チアゾリウム塩触媒を用いるベンゾイン縮合の反応機構

 そうです。チアゾールのN-ベンジル体とアルデヒドからベンゾイン縮合が進行したのです。しかも,チアミンを含むいくつかのチアゾリウム塩で試しても,結果は同じでした。ベンゾイン縮合といえばシアン化物イオンを触媒とする方法が有名ですが,チアゾリン誘導体を用いても同様な反応が進行することが明らかになったのです。反応機構はすぐに考察され,当初予想した塩基によるベンジル位の水素の引き抜きではなく,チアゾール環の2-位水素が引き抜かれることでカルバニオンが生成し,それがシアン化物イオン同様にベンゾイン縮合を触媒する機構が示唆されました。

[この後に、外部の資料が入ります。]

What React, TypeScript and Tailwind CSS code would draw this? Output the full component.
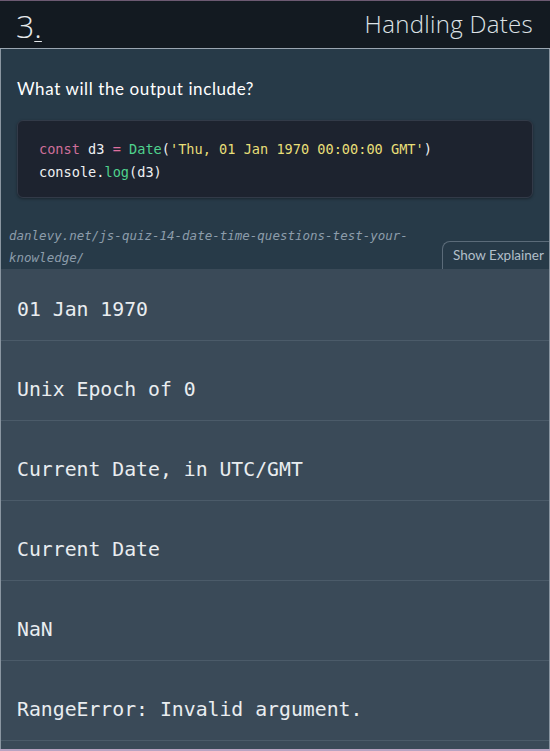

 シアン化物イオンを使わなくてもベンゾイン縮合ができるなんて・・・なんて素晴らしい反応でしょう!しかもビタミンB1ですよ。どうやらベンズアルデヒドにとって,ビタミンB1は反応の栄養源になるみたいですね。ここは素直に喜びましょう。シアン廃液も出ないので環境にも優しいです。このとっても便利なチアゾリウム塩による触媒作用,その後はStetterにより詳細に検討され,飽和アルデヒド類のベンゾイン縮合やアシロイン縮合5),Stetter反応6)などへと応用されていきます。

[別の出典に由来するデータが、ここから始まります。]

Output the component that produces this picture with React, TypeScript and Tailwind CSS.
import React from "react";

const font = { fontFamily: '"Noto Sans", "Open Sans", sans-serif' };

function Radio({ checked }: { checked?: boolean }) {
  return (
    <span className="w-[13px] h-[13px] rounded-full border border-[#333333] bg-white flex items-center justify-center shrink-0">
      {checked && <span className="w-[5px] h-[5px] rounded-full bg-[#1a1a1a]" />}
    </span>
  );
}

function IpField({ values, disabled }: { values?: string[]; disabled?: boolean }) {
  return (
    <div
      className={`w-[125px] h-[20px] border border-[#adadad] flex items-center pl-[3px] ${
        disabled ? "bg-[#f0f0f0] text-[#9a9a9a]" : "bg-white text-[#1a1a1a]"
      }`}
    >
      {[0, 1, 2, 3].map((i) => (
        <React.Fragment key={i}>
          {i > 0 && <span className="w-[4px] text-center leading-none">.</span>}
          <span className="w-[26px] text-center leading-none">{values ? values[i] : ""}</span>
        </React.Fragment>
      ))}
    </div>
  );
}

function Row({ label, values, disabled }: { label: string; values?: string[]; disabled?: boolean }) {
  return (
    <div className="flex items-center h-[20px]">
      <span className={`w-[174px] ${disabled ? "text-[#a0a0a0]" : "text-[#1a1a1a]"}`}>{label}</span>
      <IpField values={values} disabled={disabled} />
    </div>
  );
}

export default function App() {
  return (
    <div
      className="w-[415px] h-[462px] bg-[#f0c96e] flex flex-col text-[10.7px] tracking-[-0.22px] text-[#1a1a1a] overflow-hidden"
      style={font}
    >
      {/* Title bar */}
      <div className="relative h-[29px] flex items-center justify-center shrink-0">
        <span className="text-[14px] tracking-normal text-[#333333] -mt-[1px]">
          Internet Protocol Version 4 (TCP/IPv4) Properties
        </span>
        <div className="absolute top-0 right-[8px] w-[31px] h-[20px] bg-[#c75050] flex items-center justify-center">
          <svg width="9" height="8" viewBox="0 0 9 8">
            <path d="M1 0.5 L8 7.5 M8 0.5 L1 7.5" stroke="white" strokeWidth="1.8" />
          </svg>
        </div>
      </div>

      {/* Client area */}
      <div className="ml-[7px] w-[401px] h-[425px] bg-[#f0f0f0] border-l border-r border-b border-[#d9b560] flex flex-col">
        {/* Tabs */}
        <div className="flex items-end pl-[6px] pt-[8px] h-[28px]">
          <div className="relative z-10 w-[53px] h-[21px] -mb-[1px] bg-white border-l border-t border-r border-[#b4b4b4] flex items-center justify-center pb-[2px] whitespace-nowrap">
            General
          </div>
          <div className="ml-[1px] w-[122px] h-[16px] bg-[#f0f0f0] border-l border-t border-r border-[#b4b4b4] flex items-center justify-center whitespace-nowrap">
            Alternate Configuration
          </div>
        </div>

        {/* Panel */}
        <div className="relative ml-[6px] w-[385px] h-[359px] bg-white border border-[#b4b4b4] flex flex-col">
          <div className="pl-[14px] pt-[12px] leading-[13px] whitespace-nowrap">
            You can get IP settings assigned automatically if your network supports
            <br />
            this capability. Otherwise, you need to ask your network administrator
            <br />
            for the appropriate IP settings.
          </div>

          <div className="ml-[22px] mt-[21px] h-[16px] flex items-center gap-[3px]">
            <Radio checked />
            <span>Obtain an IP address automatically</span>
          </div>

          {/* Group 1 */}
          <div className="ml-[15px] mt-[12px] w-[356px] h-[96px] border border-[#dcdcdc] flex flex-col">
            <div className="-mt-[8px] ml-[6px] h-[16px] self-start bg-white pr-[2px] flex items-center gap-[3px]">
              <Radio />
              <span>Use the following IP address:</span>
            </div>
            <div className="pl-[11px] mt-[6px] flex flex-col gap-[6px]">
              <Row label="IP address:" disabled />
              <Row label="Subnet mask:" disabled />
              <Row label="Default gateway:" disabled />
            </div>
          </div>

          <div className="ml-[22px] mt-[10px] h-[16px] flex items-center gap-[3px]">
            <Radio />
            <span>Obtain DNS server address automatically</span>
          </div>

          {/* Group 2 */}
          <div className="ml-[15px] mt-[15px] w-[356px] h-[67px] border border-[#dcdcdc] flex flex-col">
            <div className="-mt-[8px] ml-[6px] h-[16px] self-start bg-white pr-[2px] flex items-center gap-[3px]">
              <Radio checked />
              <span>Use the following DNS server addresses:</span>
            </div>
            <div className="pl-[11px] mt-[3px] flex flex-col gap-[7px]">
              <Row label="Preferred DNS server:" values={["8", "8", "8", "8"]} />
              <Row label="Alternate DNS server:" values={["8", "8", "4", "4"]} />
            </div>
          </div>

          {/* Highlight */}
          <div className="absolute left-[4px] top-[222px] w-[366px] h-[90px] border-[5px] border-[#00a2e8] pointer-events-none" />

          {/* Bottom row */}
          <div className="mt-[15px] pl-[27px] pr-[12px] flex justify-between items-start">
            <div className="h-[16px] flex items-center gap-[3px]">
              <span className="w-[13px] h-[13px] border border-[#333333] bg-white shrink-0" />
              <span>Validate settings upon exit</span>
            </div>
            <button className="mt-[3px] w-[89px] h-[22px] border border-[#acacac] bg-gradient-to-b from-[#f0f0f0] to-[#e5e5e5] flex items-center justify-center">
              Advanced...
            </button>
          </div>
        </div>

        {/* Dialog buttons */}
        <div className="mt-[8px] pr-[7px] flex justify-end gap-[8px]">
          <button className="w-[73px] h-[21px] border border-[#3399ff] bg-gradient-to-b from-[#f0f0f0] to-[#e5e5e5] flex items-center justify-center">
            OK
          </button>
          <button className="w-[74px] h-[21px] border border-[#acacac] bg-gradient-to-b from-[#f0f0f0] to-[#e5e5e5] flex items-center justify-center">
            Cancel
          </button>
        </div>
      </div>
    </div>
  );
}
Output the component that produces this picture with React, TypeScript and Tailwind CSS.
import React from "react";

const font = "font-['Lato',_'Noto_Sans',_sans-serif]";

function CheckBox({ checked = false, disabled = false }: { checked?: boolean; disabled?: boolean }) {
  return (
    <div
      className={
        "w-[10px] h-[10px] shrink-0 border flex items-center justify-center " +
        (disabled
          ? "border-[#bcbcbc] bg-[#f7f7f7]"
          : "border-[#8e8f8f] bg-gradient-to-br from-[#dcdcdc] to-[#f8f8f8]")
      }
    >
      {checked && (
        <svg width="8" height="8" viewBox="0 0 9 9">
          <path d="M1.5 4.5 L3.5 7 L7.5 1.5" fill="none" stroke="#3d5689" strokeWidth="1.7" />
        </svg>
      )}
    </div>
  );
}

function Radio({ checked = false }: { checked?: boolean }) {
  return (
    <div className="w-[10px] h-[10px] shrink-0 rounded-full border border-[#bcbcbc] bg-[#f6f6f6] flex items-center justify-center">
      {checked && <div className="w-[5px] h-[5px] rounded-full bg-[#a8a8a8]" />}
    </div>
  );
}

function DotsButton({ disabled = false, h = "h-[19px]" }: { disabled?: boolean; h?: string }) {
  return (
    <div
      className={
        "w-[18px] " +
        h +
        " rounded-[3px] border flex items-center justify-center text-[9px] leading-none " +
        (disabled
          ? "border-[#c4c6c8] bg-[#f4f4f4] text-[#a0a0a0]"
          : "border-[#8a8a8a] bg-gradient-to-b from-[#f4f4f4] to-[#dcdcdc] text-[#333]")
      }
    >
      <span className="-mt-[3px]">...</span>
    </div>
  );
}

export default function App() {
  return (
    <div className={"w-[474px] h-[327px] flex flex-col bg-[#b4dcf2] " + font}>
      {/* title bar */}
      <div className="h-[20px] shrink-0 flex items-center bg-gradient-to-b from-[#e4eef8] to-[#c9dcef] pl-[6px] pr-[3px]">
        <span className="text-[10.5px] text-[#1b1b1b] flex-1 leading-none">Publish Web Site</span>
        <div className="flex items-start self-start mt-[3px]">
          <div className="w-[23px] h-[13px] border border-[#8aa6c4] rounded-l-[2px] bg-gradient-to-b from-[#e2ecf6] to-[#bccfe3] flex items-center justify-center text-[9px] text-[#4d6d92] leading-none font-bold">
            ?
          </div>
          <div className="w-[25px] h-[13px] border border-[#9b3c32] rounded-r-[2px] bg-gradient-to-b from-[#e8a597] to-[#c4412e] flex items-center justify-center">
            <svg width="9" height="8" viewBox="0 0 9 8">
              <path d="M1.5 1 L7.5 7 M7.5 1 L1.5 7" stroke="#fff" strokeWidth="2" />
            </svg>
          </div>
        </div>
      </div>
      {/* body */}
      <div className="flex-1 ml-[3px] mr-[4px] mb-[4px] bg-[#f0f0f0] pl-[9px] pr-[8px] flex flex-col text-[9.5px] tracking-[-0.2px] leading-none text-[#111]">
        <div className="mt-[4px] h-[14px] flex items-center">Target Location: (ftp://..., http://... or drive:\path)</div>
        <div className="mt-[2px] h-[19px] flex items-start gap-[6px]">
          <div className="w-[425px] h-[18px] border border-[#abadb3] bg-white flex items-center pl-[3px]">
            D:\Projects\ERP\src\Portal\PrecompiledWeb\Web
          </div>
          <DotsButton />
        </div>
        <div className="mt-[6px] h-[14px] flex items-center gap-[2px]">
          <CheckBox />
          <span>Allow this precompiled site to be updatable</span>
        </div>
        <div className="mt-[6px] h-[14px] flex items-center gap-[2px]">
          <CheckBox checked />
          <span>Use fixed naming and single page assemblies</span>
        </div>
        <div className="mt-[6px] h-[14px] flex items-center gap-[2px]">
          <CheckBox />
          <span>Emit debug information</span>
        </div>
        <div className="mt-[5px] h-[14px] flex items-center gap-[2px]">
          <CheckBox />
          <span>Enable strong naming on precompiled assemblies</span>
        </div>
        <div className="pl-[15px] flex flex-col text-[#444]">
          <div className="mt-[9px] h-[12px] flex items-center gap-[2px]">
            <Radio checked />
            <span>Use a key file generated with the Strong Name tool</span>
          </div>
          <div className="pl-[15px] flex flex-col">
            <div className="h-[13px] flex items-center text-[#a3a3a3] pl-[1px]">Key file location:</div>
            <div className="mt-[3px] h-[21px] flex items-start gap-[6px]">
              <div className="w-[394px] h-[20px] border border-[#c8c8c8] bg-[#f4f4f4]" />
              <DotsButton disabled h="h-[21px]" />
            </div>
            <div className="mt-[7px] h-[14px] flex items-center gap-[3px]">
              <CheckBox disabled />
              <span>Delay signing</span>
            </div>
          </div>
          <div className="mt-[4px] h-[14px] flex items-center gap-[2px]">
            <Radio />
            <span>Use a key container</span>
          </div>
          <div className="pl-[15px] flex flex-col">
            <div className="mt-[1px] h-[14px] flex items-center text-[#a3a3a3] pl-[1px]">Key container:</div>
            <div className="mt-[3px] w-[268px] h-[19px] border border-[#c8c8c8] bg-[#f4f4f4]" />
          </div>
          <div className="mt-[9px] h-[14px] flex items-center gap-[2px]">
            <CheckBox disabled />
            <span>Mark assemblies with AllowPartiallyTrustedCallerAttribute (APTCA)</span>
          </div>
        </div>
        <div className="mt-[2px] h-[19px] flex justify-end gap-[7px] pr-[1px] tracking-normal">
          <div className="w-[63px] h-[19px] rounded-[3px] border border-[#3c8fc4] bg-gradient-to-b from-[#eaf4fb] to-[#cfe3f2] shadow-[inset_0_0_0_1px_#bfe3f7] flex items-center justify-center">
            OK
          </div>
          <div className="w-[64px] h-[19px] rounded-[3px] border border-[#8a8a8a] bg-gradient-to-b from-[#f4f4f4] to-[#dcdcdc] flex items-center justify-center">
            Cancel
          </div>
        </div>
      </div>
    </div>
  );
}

 チアゾリウム塩による触媒反応は非常に多彩ですが,それを支えるのはチアゾリウム塩の電子構造にあります。チアゾリウム塩は塩基の処理により,チアゾリウムイリドになり,さらに共鳴構造によりチアゾリウムカルベンが平衡的に生成します。
チアゾリウム塩の電子構造

チアゾリウム塩の電子構造

 N-ヘテロ環カルベン(NHC)の登場です。なにか,一気に時代が現代化学に飛んだ気がしますね。同じ電子構造をもつことがポイントであるため,イミダゾリウム塩や,より安定なカルベンを与えるトリアゾリウム塩が次々と開発され,いつしか不斉有機触媒の花形試薬となりました。今では不斉合成の研究には欠かすことのできないNHCですが,そのルーツを辿っていくとビタミンB1に行きつくのですね。
 最近は環境に配慮してか,天然成分であるチアミンを用いた合成反応が再び検討されているみたいです。見るとやはりカルボニル化合物の縮合に関連するものが多いですが,今でも新しい縮合の組合せが報告されるあたり,まだまだ大きな可能性を秘めているかもしれません。

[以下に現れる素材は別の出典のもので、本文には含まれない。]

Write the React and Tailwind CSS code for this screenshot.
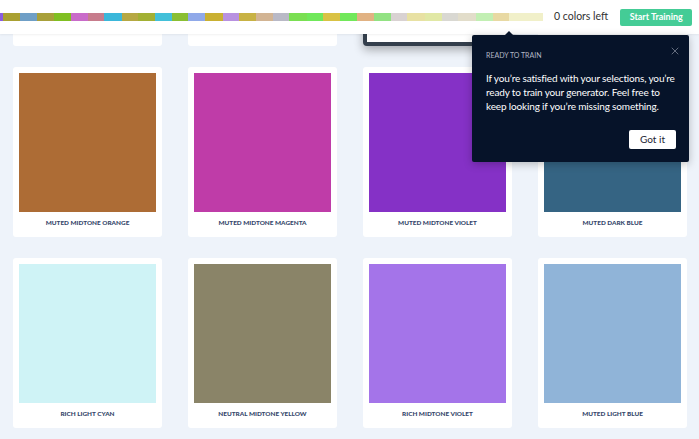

 2010年はビタミンB1が発見されてから100年となる節目の年で,2011年には先にお話したオリザニン(=ビタミンB1)に関連するイベントも開かれたみたいです。それだけビタミンの発見が非常にセンセーショナルな出来事だった証です。こんなビタミンB1を反応に使っちゃうベンゾイン縮合,学生実験や夏の自由研究にはもってこいの研究材料だと思います。また,米ぬかから得られた成分「オリザニン」,これを使って自由研究するのも面白いかもしれません。米ぬかを水抽出した後,その水溶液にアルカリとベンズアルデヒドを加えたら果たしてベンゾインが得られるでしょうか?うまくいくかは保証いたしませんが,化学倶楽部で検討してみるのはいかがでしょう。